Twenty years ago, all the evil villains were banished from the kingdom of Auradon and made to live in virtual imprisonment on the Isle of the Lost. The island is surrounded by a magical force field that keeps the villains and their descendants safely locked up and away from the mainland. Life on the island is dark and dreary. It is a dirty, decrepit place that's been left to rot and forgotten by the world.

But hidden in the mysterious Forbidden Fortress is a dragon's eye: the key to true darkness and the villains' only hope of escape. Only the cleverest, evilest, nastiest little villain can find it...who will it be?

Maleficent, Mistress of the Dark: As the self-proclaimed ruler of the isle, Maleficent has no tolerance for anything less than pure evil. She has little time for her subjects, who have still not mastered life without magic. Her only concern is getting off the Isle of the Lost.

Mal: At sixteen, Maleficent's daughter is the most talented student at Dragon Hall, best known for her evil schemes. And when she hears about the dragon's eye, Mal thinks this could be her chance to prove herself as the cruelest of them all.

Evie: Having been castle-schooled for years, Evil Queen's daughter, Evie, doesn't know the ins and outs of Dragon Hall. But she's a quick study, especially after she falls for one too many of Mal's little tricks.

Jay: As the son of Jafar, Jay is a boy of many talents: stealing and lying to name a few. Jay and Mal have been frenemies forever and he's not about to miss out on the hunt for the dragon's eye.

Carlos: Cruella de Vil's son may not be bravest, but he's certainly clever. Carlos's inventions may be the missing piece in locating the dragon's eye and ending the banishment for good.

Mal soon learns from her mother that the dragon's eye is cursed and whoever retrieves it will be knocked into a deep sleep for a thousand years. But Mal has a plan to capture it. She'll just need a little help from her "friends." In their quest for the dragon's eye, these kids begin to realize that just because you come from an evil family tree, being good ain't so bad.

The Isle of the Lost by Melissa de la Cruz isn’t just any book fanfic style about what happens after some of our most beloved Disney movies ended. At first it seemed like that until I saw the depth of what this story wanted to bring forth that I had to stop and say “woah” a few times.

Auradon is the Kingdom ruled by King Beast and Queen Belle where everyone has their happily ever after, except nothing is as happy as it seems to everyone. If you ever wondered what happened after The Little Mermaid, Sleeping Beauty, The Beauty and The Beast, and many other stories, this goes very into detail as how not even fairy tales are perfect for everyone. The sidekicks i.e. Flounder, the mice, the three fairies, etc., are unhappy with all the work and little benefits, princesses that have no brains at all, a King who looks a bit arrogant to my eyes, not even the perfect island for goodie-two-shoes is perfect.
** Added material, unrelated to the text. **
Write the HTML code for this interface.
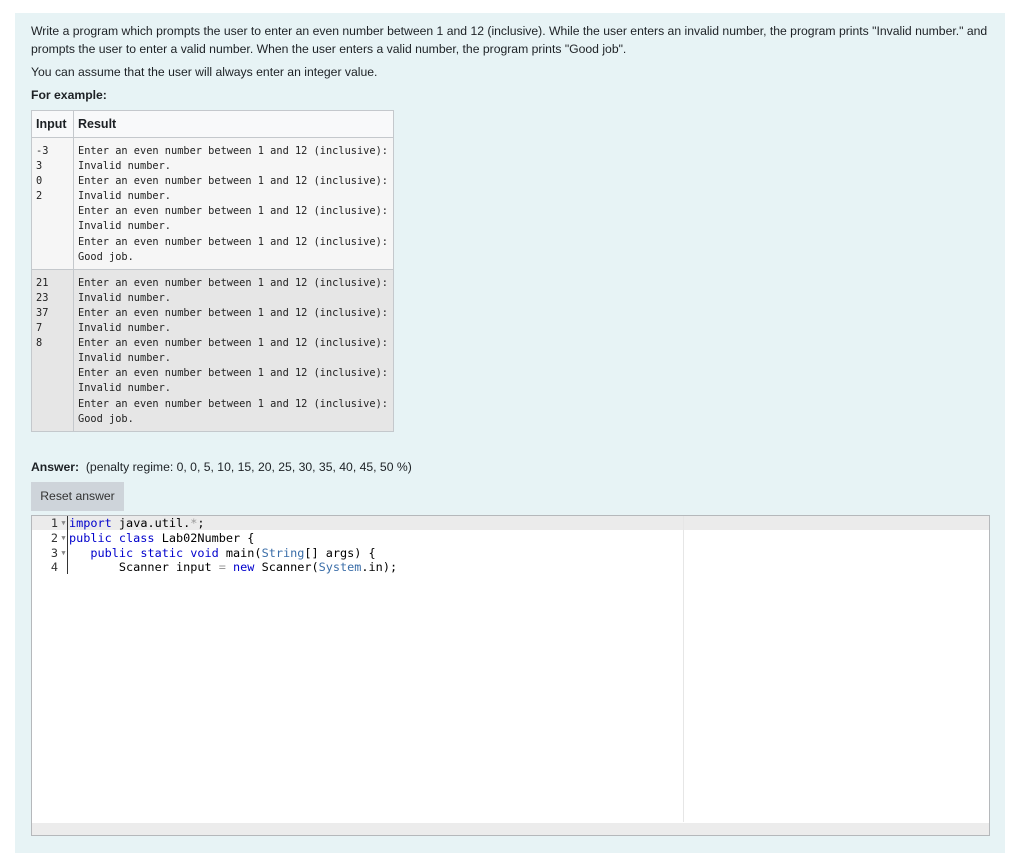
<!DOCTYPE html>
<html><head><meta charset="utf-8">
<style>
body{margin:0;background:#fff;width:1024px;height:840px;overflow:hidden;font-family:"Liberation Sans",sans-serif;color:#1d2125;}
.panel{position:absolute;left:15px;top:13px;width:990px;height:840px;background:#e7f3f5;}
.p{position:absolute;left:31px;font-size:12.2px;line-height:17.5px;}
table{position:absolute;left:31px;top:110px;border-collapse:collapse;font-size:12.2px;}
td,th{border:1px solid #c4c8cc;vertical-align:top;text-align:left;}
th{background:#f8f9fa;font-weight:bold;padding:6px 4px 5px 4px;height:15px;font-size:12.5px;}
td{font-family:"DejaVu Sans Mono",monospace;font-size:10.3px;line-height:15.1px;padding:6px 5px 4px 4px;white-space:pre;color:#222;}
tr.r1 td{background:#f6f6f6;}
tr.r2 td{background:#e6e6e6;}
.btn{position:absolute;left:31px;top:482px;width:93px;height:29px;background:#ced4da;font-size:12.2px;line-height:29px;text-align:center;color:#333;}
.ed{position:absolute;left:31px;top:515px;width:957px;height:319px;border:1px solid #b5b8bb;background:#fff;}
.gline{position:absolute;left:35px;top:0;width:1px;height:58px;background:#333;}
.gut2{position:absolute;left:0;top:0;width:957px;height:14px;background:#ebebeb;}
.bot{position:absolute;left:0;bottom:0;width:957px;height:12px;background:#ececec;}
.vline{position:absolute;left:651px;top:0;height:306px;border-left:1px solid #e6e6e6;}
.code{position:absolute;left:0;top:0;font-family:"DejaVu Sans Mono",monospace;font-size:11.85px;line-height:14.5px;white-space:pre;color:#000;}
.ln{display:inline-block;width:26px;text-align:right;color:#333;}
.ar{display:inline-block;width:11px;color:#888;font-size:7px;vertical-align:middle;text-align:center;}
.k{color:#00c;} .t{color:#3a6da8;} .o{color:#999;}
</style></head><body>
<div class="panel"></div>
<div class="p" style="top:23px;width:975px;">Write a program which prompts the user to enter an even number between 1 and 12 (inclusive). While the user enters an invalid number, the program prints "Invalid number." and prompts the user to enter a valid number. When the user enters a valid number, the program prints "Good job".</div>
<div class="p" style="top:64px;">You can assume that the user will always enter an integer value.</div>
<div class="p" style="top:87px;font-weight:bold;">For example:</div>
<table>
<tr><th style="width:33px">Input</th><th style="width:310px">Result</th></tr>
<tr class="r1"><td>-3
3
0
2</td><td>Enter an even number between 1 and 12 (inclusive):
Invalid number.
Enter an even number between 1 and 12 (inclusive):
Invalid number.
Enter an even number between 1 and 12 (inclusive):
Invalid number.
Enter an even number between 1 and 12 (inclusive):
Good job.</td></tr>
<tr class="r2"><td>21
23
37
7
8</td><td>Enter an even number between 1 and 12 (inclusive):
Invalid number.
Enter an even number between 1 and 12 (inclusive):
Invalid number.
Enter an even number between 1 and 12 (inclusive):
Invalid number.
Enter an even number between 1 and 12 (inclusive):
Invalid number.
Enter an even number between 1 and 12 (inclusive):
Good job.</td></tr>
</table>
<div class="p" style="top:459px;"><b>Answer:</b>&nbsp; (penalty regime: 0, 0, 5, 10, 15, 20, 25, 30, 35, 40, 45, 50 %)</div>
<div class="btn">Reset answer</div>
<div class="ed">
<div class="gut2"></div>
<div class="gline"></div>
<div class="vline"></div>
<div class="bot"></div>
<div class="code"><span class="ln">1</span><span class="ar">▼</span><span class="k">import</span> java.util.<span class="o">*</span>;
<span class="ln">2</span><span class="ar">▼</span><span class="k">public class</span> Lab02Number {
<span class="ln">3</span><span class="ar">▼</span>   <span class="k">public static void</span> main(<span class="t">String</span>[] args) {
<span class="ln">4</span><span class="ar"> </span>       Scanner input <span class="o">=</span> <span class="k">new</span> Scanner(<span class="t">System</span>.in);</div>
</div>
</body></html>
Then we have The Isle of the Lost, a dump where all the bad guys live and we see the lives of our main characters, Mal, Jay, Evie, and Carlos, as they go on a search for Maleficent’s Dragon’s Eye, which may be the only remaining source of magic on the island they were sent to by King Beast.

This book goes into political arguments about hard labor, benefits to workers, the responsibilities of a king, and how what might look perfect on the outside can be wretched on the inside. I mean, come on, just because you abandoned all the villains in an island it doesn’t mean there can’t be any bad in Auradon, and the same with good in The Isle. Which is just perfect because I think that’s what the book was aiming at.

“Why us? How did we luck into this life? How is that fair? To be born into a life without a choice in the matter, without the freedom to be anyone else?”

Each character faces an ugly reality as they have to live to their parents expectations about being extremely evil (Mal), provide them with the luxurious life they once had (Jay), be their slaves (Carlos), magnificent beauty unprecedented (Evie), and be a rightful king like this father (Prince Ben). Through these characters we are faced with an old dilemma all teenagers face about identity. Everyone tells you to be something that you’re not once in a while, and you have to do things you don’t want to. But we have the choice to decide who we truly are and how we want to be, regardless of our parentage or previous life choices.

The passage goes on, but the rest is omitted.